Albert Camus/Sisifos Söyleni, Veba.
W.Faulkner/Çılgın Palmiyeler. Italo
Calvino/Kesişen Yazgılar Şatosu.
August Strindberg/Açık Deniz Kenarında
ve Murathan Mungan’ın neredeyse bütün kitapları. İlk aklıma gelenler bunlar…
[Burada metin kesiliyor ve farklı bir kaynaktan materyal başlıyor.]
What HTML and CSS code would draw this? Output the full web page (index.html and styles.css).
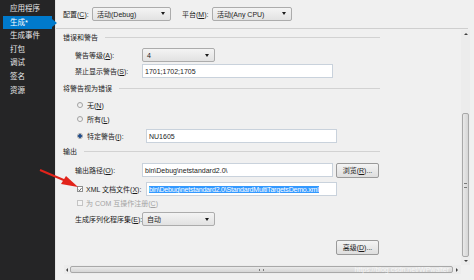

Ama bunların başında bir de Derrida var! Bütün okuma disiplinimde etkisi olan,
olmazsa olmaz olan.
-Yazı hayatınızı değerlendirirseniz, öykü yazı
hayatınızın neresinde olur?
*İş hayatını yazma üstüne kurmuş birisi olarak, öykü
yazamasaydım hiçbir metin ortaya çıkaramayabilirdim desem, abartmış olmam! Öykü
yazmak, aslında herhangi bir konuyu nasıl örmem gerektiğini öğretmiş bana. Öykü,
yazı hayatımın oldukça merkezinde.
-Son olarak yeni projeleriniz var mı, bahseder misiniz?
*Planladığım şeyler var, ancak henüz kendi içimde bile
flu halde. Fakat ara ara roman yazma cesareti beni yoklamıyor değil!